If you're asking if insufflating pills is directly harmful to your brain in a sort of direct way, no. Powder will be absorbed by the mucous membranes or mucosa of the sinuses. Mucous solutes the powder and it's then picked up by blood vessels which eventually send the drugs to your brain.

Insufflating stuff in general is not a harmful practice. Like literally anything in this world, doing something too much makes it harmful. Cocaine is a distinct exception. Cocaine causes death to tissue it comes into contact with by constricting blood flow. This is the effect that made Cocaine a miracle of modern medicine, with the stimulating effects being a side show. Anyway, Cocaine can and does often destroy the sinuses of chronic users. However, other stuff like pills, the sinuses can pretty much handle. Different drugs have different qualities and some are going to be more harmful to tissue than others, but Cocaine is kind of in a league of its own when discussing common drugs of abuse.

Opioids are non-toxic to the body. You don't have to worry about them harming you in this way. The most harmful feature of Opioids is typically they're highly addictive nature. This leads addicts to forsake their health, hygiene and shelter for the drug. These things combined with poor injection technique, hygiene are the most common causes of poor health in an Opioid-dependent individual (excluding potential diseases).

Morphine is named after Morpheus, the god/spirit of dreams in Greco-Roman mythology. It's common for users to describe the experience as a waking dream. Amnesia is not a direct symptom of Opioid use. However, they are powerful sedatives, so to lose track of time or forget things is to be expected. If you don't want this to happen, you might have to lower your dose. Different routes of administration will not really change things. Dosage is the biggest variable.
 
It’s very likely to do with the bioavailability of hydromorphone.

-GC
 
Hydromorphone has extremely poor oral bioavailability. Even for a morphinan backbone opioid.

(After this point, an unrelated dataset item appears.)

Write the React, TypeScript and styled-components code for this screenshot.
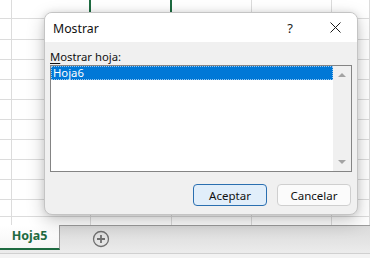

Strong drugs can alter memories, because one of the factors encoding a memory is the level of dopamine produced by the event (it kind of encodes how rewarding a thing was). Drugs that cause tons of dopamine release (and opiates do this by suppressing inhibition of dopamine release) will produce much stronger memories than non-drug events and kind of turn down the volume of a lot of normal experiences.